Permainan Gasing dan Layangan Masih Eksis!

29 Juli 2017   06:59 Diperbarui: 1 Agustus 2017   13:49 1566
+
Laporkan Konten
Laporkan Akun
Kompasiana adalah platform blog. Konten ini menjadi tanggung jawab bloger dan tidak mewakili pandangan redaksi Kompas.
Lihat foto
Surganya main layangan di Pulutan Salatiga (Dokpri)

Kata orang, manusia kelahiran tahun 50-an hingga 70-an merupakan generasi paling beruntung. Sebabnya, generasi ini seakan menjadi saksi langsung perkembangan peradaban manusia dalam tiga zaman; yaitu batu-kayu (pramodern), zaman  modern (industri) dan pasca modern yang ditandai penggunaan teknologi super canggih.

Ungkapan di atas tidaklah salah. Saya yang lahir di pertengahan 1960-an masih mengalami sisa-sisa zaman batu-kayu. Kakak dari ayah saya masih membuat api dengan cara memantik batu. Juga, dengan menggunakan kayu kering, yang dibor untuk menghasilkan percik api.  

Demikian pula permainan-permainan nasa kanak-kanak. Mulai dari kuda kayu, kelereng dari buah gewang atau sejenis batuan hitam alot yang diasah hingga berbentuk bundar sebesar kelereng,  main perang-perangan menggunakan senjata air yang terbuat dari batang  pohon Jarak, juga gasing dan lainnya. Permainan-permainan itu dibuat sendiri karena semua bahannya dari alam. Meski dibuat sendiri namun selalu dimainkan dalam kelompok. Anti individualis.

Salah satu dari permainan kanak-kanak 'era pra sejarah' ini adalah gasing. Entah bagaimana kisahnya, jenis permainan ini dilakukan oleh banyak kalangan dari berbagai etnis.  Salah satunya adalah di Rote.

Ketika pertengahan Juni 2017 berlibur di kampung halaman saya di Talae, Rote Selatan, secara tak sengaja bertemu kolompok anak-anak asyik dan gaduh memainkan gasing. Dari satu perkampungan ke perkampungan lainnya selalu menemukan kelompok anak larut dalam permainan yang mengasyikan ini.

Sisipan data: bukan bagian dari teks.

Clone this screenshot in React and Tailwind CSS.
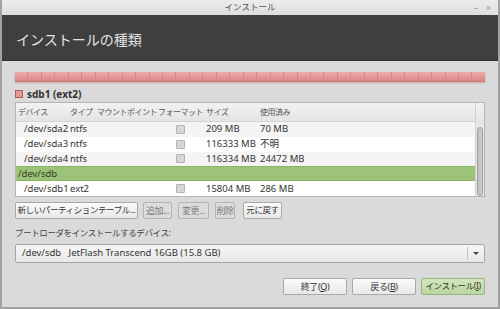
const rows = [
  { dev: "/dev/sda2", type: "ntfs", size: "209 MB", used: "70 MB", bg: "bg-[#f4f4f4]" },
  { dev: "/dev/sda3", type: "ntfs", size: "116333 MB", used: "不明", bg: "bg-white" },
  { dev: "/dev/sda4", type: "ntfs", size: "116334 MB", used: "24472 MB", bg: "bg-[#f4f4f4]" },
];

const font = { fontFamily: '"Noto Sans", "Noto Sans CJK JP", sans-serif' };

const Check = () => (
  <div className="w-[9px] h-[9px] bg-[#d6d6d6] border border-[#b4b4b4] rounded-[1px]" />
);

const Row = ({ dev, type, size, used, bg }) => (
  <div className={`h-[15px] flex items-center text-[9.5px] text-[#333] whitespace-nowrap ${bg}`}>
    <span className="w-[54px] shrink-0 pl-[8px]">{dev}</span>
    <span className="w-[90px] shrink-0">{type}</span>
    <span className="w-[46px] shrink-0 pl-[16px]">
      <Check />
    </span>
    <span className="w-[54px] shrink-0">{size}</span>
    <span className="shrink-0">{used}</span>
  </div>
);

const Btn = ({ children, disabled, className = "" }) => (
  <div
    className={`h-[17px] flex items-center justify-center border rounded-[2px] text-[8.5px] tracking-[-0.4px] whitespace-nowrap shrink-0 ${
      disabled
        ? "border-[#b4b4b4] bg-[#dcdcdc] text-[#7a7a7a]"
        : "border-[#a8a8a8] bg-gradient-to-b from-[#fafafa] to-[#e8e8e8] text-[#333]"
    } ${className}`}
  >
    {children}
  </div>
);

export default function App() {
  return (
    <div
      style={font}
      className="w-[500px] h-[309px] bg-[#dadada] border-x-2 border-b-2 border-[#a2a2a2] flex flex-col overflow-hidden"
    >
      {/* title bar */}
      <div className="h-[15px] bg-gradient-to-b from-[#ececec] to-[#dedede] flex items-center relative">
        <span className="mx-auto text-[8.5px] text-[#555]">インストール</span>
        <span className="absolute right-[20px] top-[1px] text-[9px] text-[#999]">–</span>
        <span className="absolute right-[7px] top-[1px] text-[9px] text-[#999]">×</span>
      </div>

      {/* header */}
      <div className="h-[46px] bg-[#3f3f3f] border-b border-[#2e2e2e] flex items-center pl-[14px]">
        <span className="text-[14px] text-[#e4e4e4] pt-[4px]">インストールの種類</span>
      </div>

      <div className="flex-1 flex flex-col px-[13px]">
        {/* partition bar */}
        <div className="mt-[11px] h-[10px] flex bg-gradient-to-b from-[#efaaaa] to-[#d98888] border-b border-[#c07a7a] shadow-[0_1px_2px_rgba(160,60,60,0.3)]">
          {Array.from({ length: 35 }).map((_, i) => (
            <div key={i} className="flex-1 border-r border-[#d08a8a] last:border-r-0" />
          ))}
        </div>

        {/* legend */}
        <div className="mt-[6px] h-[12px] flex items-center gap-[4px]">
          <div className="w-[8px] h-[8px] bg-[#e89898] border border-[#a85e5e]" />
          <span className="text-[10px] font-bold text-[#333]">sdb1 (ext2)</span>
        </div>

        {/* table */}
        <div className="mt-[2px] h-[95px] border border-[#b4b4b4] flex bg-white overflow-hidden">
          <div className="flex-1 flex flex-col min-w-0">
            <div className="h-[19px] shrink-0 bg-gradient-to-b from-[#f2f2f2] to-[#e4e4e4] border-b border-[#d4d4d4] flex items-center text-[8px] tracking-[-0.5px] text-[#555] whitespace-nowrap">
              <span className="w-[54px] shrink-0 pl-[2px]">デバイス</span>
              <span className="w-[27px] shrink-0">タイプ</span>
              <span className="w-[61px] shrink-0">マウントポイント</span>
              <span className="w-[48px] shrink-0">フォーマット</span>
              <span className="w-[54px] shrink-0">サイズ</span>
              <span className="shrink-0">使用済み</span>
            </div>
            {rows.map((r) => (
              <Row key={r.dev} {...r} />
            ))}
            <div className="h-[15px] shrink-0 flex items-center bg-[#9dc378] border-y border-[#8ab564] text-[9.5px] text-[#2f3a26] pl-[2px]">
              /dev/sdb
            </div>
            <Row dev="/dev/sdb1" type="ext2" size="15804 MB" used="286 MB" bg="bg-white" />
          </div>
          <div className="w-[9px] shrink-0 bg-[#e6e6e6] border-l border-[#d0d0d0] flex flex-col">
            <div className="h-[19px] bg-gradient-to-b from-[#f2f2f2] to-[#e4e4e4]" />
            <div className="mt-[5px] ml-[1px] w-[6px] flex-1 rounded-[3px] bg-gradient-to-r from-[#bdbdbd] to-[#cfcfcf] border border-[#a0a0a0]" />
          </div>
        </div>

        {/* buttons */}
        <div className="mt-[5px] flex">
          <Btn className="w-[123px]">新しいパーティションテーブル...</Btn>
          <Btn disabled className="w-[29px] ml-[5px] text-[9px]">追加...</Btn>
          <Btn disabled className="w-[31px] ml-[6px] text-[9px]">変更...</Btn>
          <Btn disabled className="w-[20px] ml-[6px] text-[9px]">削除</Btn>
          <Btn className="w-[39px] ml-[8px]">元に戻す</Btn>
        </div>

        <div className="mt-[8px] text-[8.5px] tracking-[-0.4px] text-[#444] whitespace-nowrap">
          ブートローダをインストールするデバイス:
        </div>

        {/* combo */}
        <div className="mt-[4px] h-[19px] border border-[#a6a6a6] rounded-[2px] bg-gradient-to-b from-[#f6f6f6] to-[#e8e8e8] flex items-center">
          <span className="flex-1 pl-[6px] text-[9.5px] text-[#333] whitespace-pre">
            /dev/sdb   JetFlash Transcend 16GB (15.8 GB)
          </span>
          <div className="w-[17px] h-[13px] border-l border-[#c4c4c4] flex items-center justify-center">
            <div className="w-0 h-0 border-l-[3px] border-r-[3px] border-t-[3px] border-l-transparent border-r-transparent border-t-[#444]" />
          </div>
        </div>

        {/* bottom buttons */}
        <div className="mt-[15px] flex justify-end gap-[5px]">
          <Btn className="w-[64px] text-[9px]">
            終了(<u>Q</u>)
          </Btn>
          <Btn className="w-[64px] text-[9px]">
            戻る(<u>B</u>)
          </Btn>
          <div className="w-[64px] h-[17px] flex items-center justify-center border border-[#98b482] rounded-[2px] bg-gradient-to-b from-[#d2e6bb] to-[#bcd6a0] text-[8.5px] tracking-[-0.4px] text-[#333] whitespace-nowrap">
            インストール(<u>I</u>)
          </div>
        </div>
      </div>
    </div>
  );
}
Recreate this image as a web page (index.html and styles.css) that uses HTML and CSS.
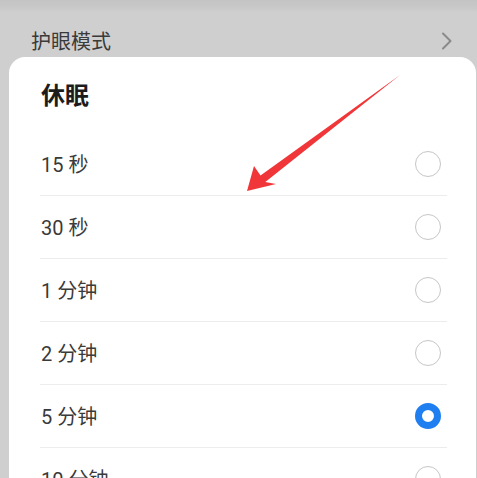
FILE: index.html
```html
<!DOCTYPE html>
<html lang="zh-CN">
<head>
<meta charset="utf-8">
<title>休眠</title>
<link rel="stylesheet" href="styles.css">
</head>
<body>
<div class="screen">
  <div class="setting-row">
    <span class="setting-label">护眼模式</span>
    <svg class="chevron" width="12" height="18" viewBox="0 0 12 18"><path d="M2 1.5 L9.5 9 L2 16.5" fill="none" stroke="#8a8a8a" stroke-width="2" stroke-linecap="round" stroke-linejoin="round"/></svg>
  </div>
  <div class="dialog">
    <div class="dialog-title">休眠</div>
    <ul class="options">
      <li class="option"><span class="option-label">15 秒</span><span class="radio"></span></li>
      <li class="option"><span class="option-label">30 秒</span><span class="radio"></span></li>
      <li class="option"><span class="option-label">1 分钟</span><span class="radio"></span></li>
      <li class="option"><span class="option-label">2 分钟</span><span class="radio"></span></li>
      <li class="option"><span class="option-label">5 分钟</span><span class="radio radio-on"></span></li>
      <li class="option"><span class="option-label">10 分钟</span><span class="radio"></span></li>
    </ul>
  </div>
  <svg class="arrow" width="477" height="478" viewBox="0 0 477 478">
    <polygon points="247,191 254,166 260.5,175.5 400,75 265.3,182 276,184" fill="#f03638"/>
  </svg>
</div>
</body>
</html>
```

FILE: styles.css
```css
html, body {
  margin: 0;
  padding: 0;
}
body {
  background: #cfcfcf;
  font-family: Roboto, "Noto Sans CJK SC", sans-serif;
  overflow: hidden;
}
.screen {
  position: relative;
  width: 477px;
  height: 478px;
  overflow: hidden;
  background: linear-gradient(to bottom, #c4c4c4 0px, #c9c9c9 8px, #cfcfcf 12px, #cfcfcf 100%);
}
.setting-row {
  height: 57px;
  box-sizing: border-box;
  padding: 30px 24px 0 31px;
  display: flex;
  align-items: flex-start;
  justify-content: space-between;
}
.setting-label {
  font-size: 20px;
  line-height: 24px;
  color: #3a3a3a;
}
.chevron {
  margin-top: 2px;
}
.dialog {
  margin-left: 9px;
  width: 467px;
  height: 421px;
  background: #ffffff;
  border-radius: 16px 16px 0 0;
}
.dialog-title {
  padding: 23px 0 0 32px;
  height: 53px;
  font-size: 24px;
  line-height: 32px;
  font-weight: 600;
  color: #1c1c1c;
}
.options {
  list-style: none;
  margin: 0;
  padding: 0 29px 0 31px;
}
.option {
  height: 62px;
  border-bottom: 1px solid #ececec;
  display: flex;
  align-items: center;
  justify-content: space-between;
  padding-left: 1px;
}
.option-label {
  font-size: 20px;
  line-height: 24px;
  padding-top: 2px;
  color: #3a3a3a;
}
.radio {
  width: 26px;
  height: 26px;
  box-sizing: border-box;
  border-radius: 50%;
  border: 1.6px solid #c6c6c6;
  margin-right: 6px;
}
.radio-on {
  border: 7px solid #1f7ff0;
}
.arrow {
  position: absolute;
  left: 0;
  top: 0;
}
```
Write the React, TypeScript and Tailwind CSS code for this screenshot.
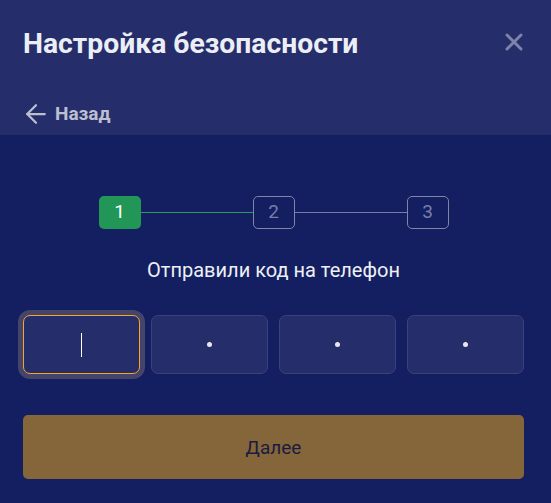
import { ArrowLeft, X } from 'lucide-react';

const steps = [1, 2, 3];

export default function App() {
  return (
    <div className="w-[551px] h-[503px] bg-[#131f60] font-['Roboto',sans-serif] flex flex-col">
      <div className="bg-[#252e6b] h-[135px] flex flex-col px-[23px]">
        <div className="flex items-start justify-between pt-[26px]">
          <h1 className="text-[28.3px] leading-[36px] font-bold text-[#eceef6]">Настройка безопасности</h1>
          <button className="mt-[2px] text-[#7e84a9]">
            <X size={28} strokeWidth={2.5} />
          </button>
        </div>
        <button className="mt-auto mb-[6px] flex items-center gap-[4px] text-[#bcbfd0]">
          <ArrowLeft size={30} strokeWidth={1.8} className="-ml-[2px]" />
          <span className="text-[19px] font-bold leading-[28px]">Назад</span>
        </button>
      </div>

      <div className="flex flex-col px-[23px] pr-[27px]">
        <div className="flex items-center justify-center mt-[61px]">
          {steps.map((n, i) => (
            <div key={n} className="flex items-center">
              {i > 0 && (
                <div className={`h-px w-[112px] ${i === 1 ? 'bg-[#2a9a5f]' : 'bg-[#767caa]'}`} />
              )}
              <div
                className={
                  n === 1
                    ? 'w-[42px] h-[33px] rounded-[5px] bg-[#229657] text-white flex items-center justify-center text-[19px]'
                    : 'w-[42px] h-[33px] rounded-[5px] border border-[#7e84aa] text-[#787eaa] flex items-center justify-center text-[19px]'
                }
              >
                {n}
              </div>
            </div>
          ))}
        </div>

        <p className="mt-[27px] text-center text-[20px] leading-[28px] text-[#eef0f7]">Отправили код на телефон</p>

        <div className="mt-[31px] grid grid-cols-4 gap-[11px]">
          <div className="h-[59px] rounded-[7px] bg-[#252e6b] border-[1.5px] border-[#f5a623] shadow-[0_0_0_5px_#45446a] flex items-center justify-center">
            <div className="w-px h-[24px] bg-white" />
          </div>
          {[0, 1, 2].map((k) => (
            <div
              key={k}
              className="h-[59px] rounded-[7px] bg-[#252e6b] border border-[#39427c] flex items-center justify-center"
            >
              <div className="w-[5px] h-[5px] rounded-full bg-[#e6e8f2]" />
            </div>
          ))}
        </div>

        <button className="mt-[41px] h-[64px] rounded-[5px] bg-[#84663a] text-[#1a1b40] text-[19px] pt-[2px]">
          Далее
        </button>
      </div>
    </div>
  );
}
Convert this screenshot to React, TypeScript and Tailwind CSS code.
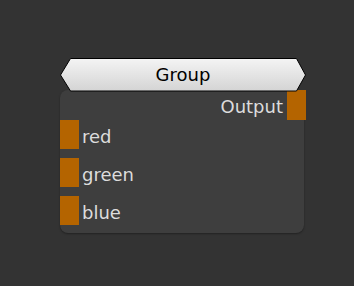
export default function App() {
  const inputs = ["red", "green", "blue"]

  return (
    <div className="w-[354px] h-[286px] bg-[#333333] pt-[58px] pl-[60px] font-[family-name:DejaVu_Sans,Verdana,sans-serif]">
      <div className="w-[246px] flex flex-col">
        {/* Header */}
        <div className="relative h-[33px] flex items-center justify-center">
          <svg className="absolute inset-0" width="246" height="34" viewBox="0 0 246 34">
            <defs>
              <linearGradient id="hdr" x1="0" y1="0" x2="0" y2="1">
                <stop offset="0" stopColor="#f4f4f4" />
                <stop offset="1" stopColor="#d4d4d4" />
              </linearGradient>
            </defs>
            <polygon
              points="10.5,0.5 236.5,0.5 245.5,17 236.5,33 10.5,33 0.5,17"
              fill="url(#hdr)"
              stroke="#000"
              strokeWidth="1"
            />
          </svg>
          <span className="relative text-[18px] text-black leading-none">Group</span>
        </div>

        {/* Body */}
        <div className="w-[244px] -mt-px rounded-lg bg-[#3e3e3e] pb-[8px] shadow-[0_1px_2px_rgba(0,0,0,0.35)]">
          <div className="flex justify-end items-center gap-[4px] -mr-[2px] h-[30px]">
            <span className="text-[18px] text-[#dcdcdc] pt-[2px]">Output</span>
            <div className="w-[19px] h-[30px] bg-[#b46400]" />
          </div>
          <div className="flex flex-col gap-[9px]">
            {inputs.map((name) => (
              <div key={name} className="flex items-center gap-[3px] h-[29px]">
                <div className="w-[19px] h-[29px] bg-[#b46400]" />
                <span className="text-[18px] text-[#dcdcdc] pt-[4px]">{name}</span>
              </div>
            ))}
          </div>
        </div>
      </div>
    </div>
  )
}
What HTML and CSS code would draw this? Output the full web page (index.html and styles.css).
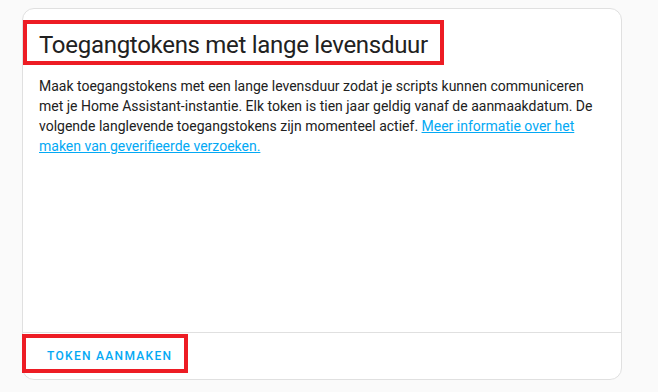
FILE: index.html
```html
<!DOCTYPE html>
<html lang="nl">
<head>
<meta charset="utf-8">
<link rel="stylesheet" href="styles.css">
</head>
<body>
<div class="page">
  <div class="card">
    <h1 class="card-header">Toegangtokens met lange levensduur</h1>
    <div class="card-content">
      <p>Maak toegangstokens met een lange levensduur zodat je scripts kunnen communiceren met je Home Assistant-instantie. Elk token is tien jaar geldig vanaf de aanmaakdatum. De volgende langlevende toegangstokens zijn momenteel actief. <a href="#">Meer informatie over het maken van geverifieerde verzoeken.</a></p>
    </div>
    <div class="card-actions">
      <button class="btn">Token aanmaken</button>
    </div>
    <div class="mark mark-header"></div>
    <div class="mark mark-button"></div>
  </div>
</div>
</body>
</html>
```

FILE: styles.css
```css
html, body {
  margin: 0;
  padding: 0;
  background: #fafafa;
  font-family: Roboto, "Noto Sans", sans-serif;
  color: #212121;
}
.page {
  padding: 8px 0 0 22px;
}
.card {
  position: relative;
  box-sizing: border-box;
  width: 600px;
  height: 372px;
  background: #fff;
  border: 1px solid #e0e0e0;
  border-radius: 12px;
  display: flex;
  flex-direction: column;
}
.card-header {
  margin: 0;
  padding: 12px 16px 0;
  font-size: 24px;
  font-weight: 400;
  line-height: 48px;
  letter-spacing: -0.012em;
  color: #212121;
}
.card-content {
  flex: 1;
  padding: 7px 16px 16px;
}
.card-content p {
  margin: 0;
  font-size: 14px;
  line-height: 20px;
  color: #212121;
}
.card-content a {
  color: #03a9f4;
  text-decoration: underline;
}
.card-actions {
  border-top: 1px solid #e0e0e0;
  padding: 5px 16px;
  display: flex;
}
.btn {
  height: 36px;
  padding: 0 8px;
  border: none;
  background: transparent;
  font-family: Roboto, sans-serif;
  font-size: 12px;
  font-weight: 500;
  letter-spacing: 1.3px;
  text-transform: uppercase;
  color: #03a9f4;
  cursor: pointer;
}
.mark {
  position: absolute;
  box-sizing: border-box;
  border: 4px solid #ed1c24;
}
.mark-header {
  left: 0;
  top: 11px;
  width: 421px;
  height: 45px;
}
.mark-button {
  left: -1px;
  top: 325px;
  width: 166px;
  height: 39px;
}
```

Seseorang melepaskan gasingnya berpusingan di lantai tanah, lalu anak-anak lainnya secara keroyokan melempar gasing mereka ke arah gasing yang sedang berputar itu. Bila mengenainya, itu menjadi satu poin. Namun, yang lebih menentukan kemenangan adalah dari setidaknya dua gasing yang berbenturan itu dilihat mana paling lama bertahan dalam berpusingan.

Permainan akan menjadi makin ramai dan gaduh, namun tetap akrab, bila sebuah gasing tetap bertahan meski lemparan beberapa gasing secara bertubi-tubi mengenainya. Ada yang diam-diam mencari batu yang besar, tentu secara sembunyi-sembunyi lalu tiba-tiba melemparkannya ke gasing 'jawara' itu. Ada pula yang mendekati gasing jawara itu lalu menendangnya hingga jatuh dan berhenti berputar.  Pertengkaran dan perdebatan tak terhindarkan. Lalu ramai dan gaduh.

Namun, anehnya tidak ada pinalti untuk pelanggar 'aturan main' itu. Saya baru sadar kalau sejak kanak-kanak saya memainkan permainan gasing sudah begitu kebiasaannya. Meski demikian, saya bertanya, "kenapa si pelanggar tidak diberi hukuman?" Mereka balik bertanya, "kenapa dihukum?  Kalau diberi hukuman, lalu dia berhenti bermain malahan tidak ramai, tidak asyik lagi." 

Pikir saya, nampaknya memang begitulah seharusnya hidup. Selalu kita bertemu dengan orang-orang curang, pecundang di sekitar kita. Namun, haruskah kita berhenti 'bermain' dengan mereka? Seharusnya tidak, bukan? Hanya, tentu saja kita tetap harus hati-hati. Sebab, berbeda antara permainan gasing, atau permainan pada umumnya, dengan 'permainan kehidupan." Permainan kanak-kanak justru ditujukan untuk membangun pertemanan, menciptakan kebersamaan, kenikmatan dan keasyikan bersama.  Permainan menghadirkan kegembiraan masa kanak-kanak.  Sementara permainan kehidupan dapat membawa celaka dan kerugian bila salah disikapi.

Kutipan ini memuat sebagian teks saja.